斯卡拉下界类型“与”另一种类型？

Question

Here is the code

class Result[A] {
    def map[B](f: (Result[A] => Result[B]), xResult: Result[A]) = {
      xResult match {
        case Success(x)    => Success(f(xResult))
        case Failure(errs) => Failure(errs)
      }
    }

    def apply[B](fResult: Result[A], xResult: Result[B]) = {
      (fResult, xResult) match {
        case (Success(f), Success(x))        => Success((f, x))
        case (Failure(errs), Success(a))     => Failure(errs)
        case (Success(a), Failure(errs))     => Failure(errs)
        case (Failure(errs), Failure(errs2)) => Failure(List(errs, errs2))
      }
    }
  }

  case class Success[A](a: A) extends Result[A] {}

  case class Failure[A](a: A) extends Result[A] {}

  def createCustomerId(id: Int) = {
    if (id > 0)
      Success(id)
    else
      Failure("CustomerId must be positive")
  }

Here are the questions

1) result from type inference from method createCustomer is like this

Product with Serializable with Result[_ >: Int with String] 

I dont have trouble with the "Product with Serializable" stuff, the thing im wondering is how to do something meaningfull with the result, and just out of curiosity how to initialize a type like that.

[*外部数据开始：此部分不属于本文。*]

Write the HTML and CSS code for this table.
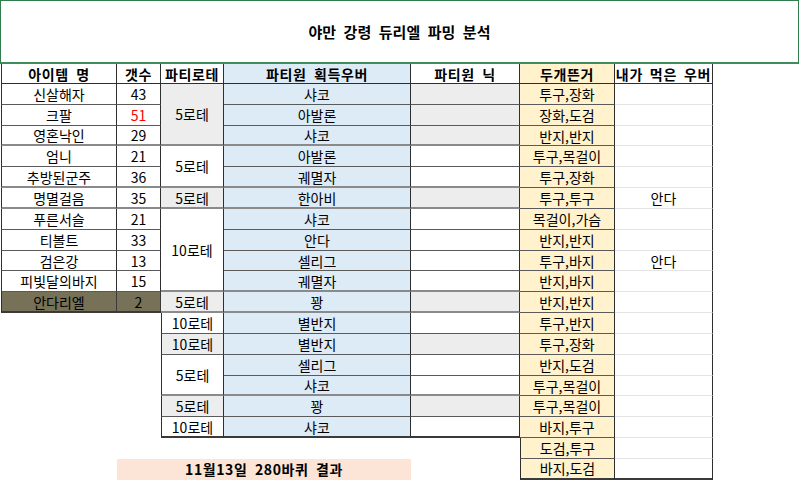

suppose i have another method as shown below

def createCustomer(customerId: Result[_ >: Int with String], email: Result[String]) = {
    how can i read/do something with "customerId" argument
  }

how to initialize a type like that

val x: Result[Int with String] = ???

notes:

1. i know my Result class doesnt have any generic "getter"
2. I know that perhaps things could be easier in method "createCustomerId" if when id > 0 i returned Success(id.ToString), but i really want to know whats going on with this lower type and how i could take advantage (if possible) in the future

Answer 1

The problem is that your type definition states that both Success and Failure take the same argument type. However, you actually want to put some other type of argument into Failure while still keeping covariance. Here is the simplest fix:

class Result[A] {

  def map[B](f: (Result[A] => Result[B]), xResult: Result[A]) = {
    xResult match {
      case Success(x) => Success(f(xResult))
      case Failure(errs) => Failure(errs)
    }
  }

  def apply[B](fResult: Result[A], xResult: Result[B]) = {
    (fResult, xResult) match {
      case (Success(f), Success(x)) => Success((f, x))
      case (Failure(errs), Success(a)) => Failure(errs)
      case (Success(a), Failure(errs)) => Failure(errs)
      case (Failure(errs), Failure(errs2)) => Failure(List(errs, errs2))
    }
  }
}

case class Success[A](a: A) extends Result[A] {}

case class Failure[A, B](a: B) extends Result[A] {}

object TestResult extends App {

  def createCustomerId(id: Int): Result[Int] = {
    if (id > 0)
      Success(id)
    else
      Failure("CustomerId must be positive")
  }

  println(createCustomerId(0))
  println(createCustomerId(1))
}

prints:

Failure(CustomerId must be positive)
Success(1)

If you don't annotate return type for createCustomerId with Result[Int] compiler will infer Result[_ <: Int] with Product with Serializable which is probably not ideal but not too bad.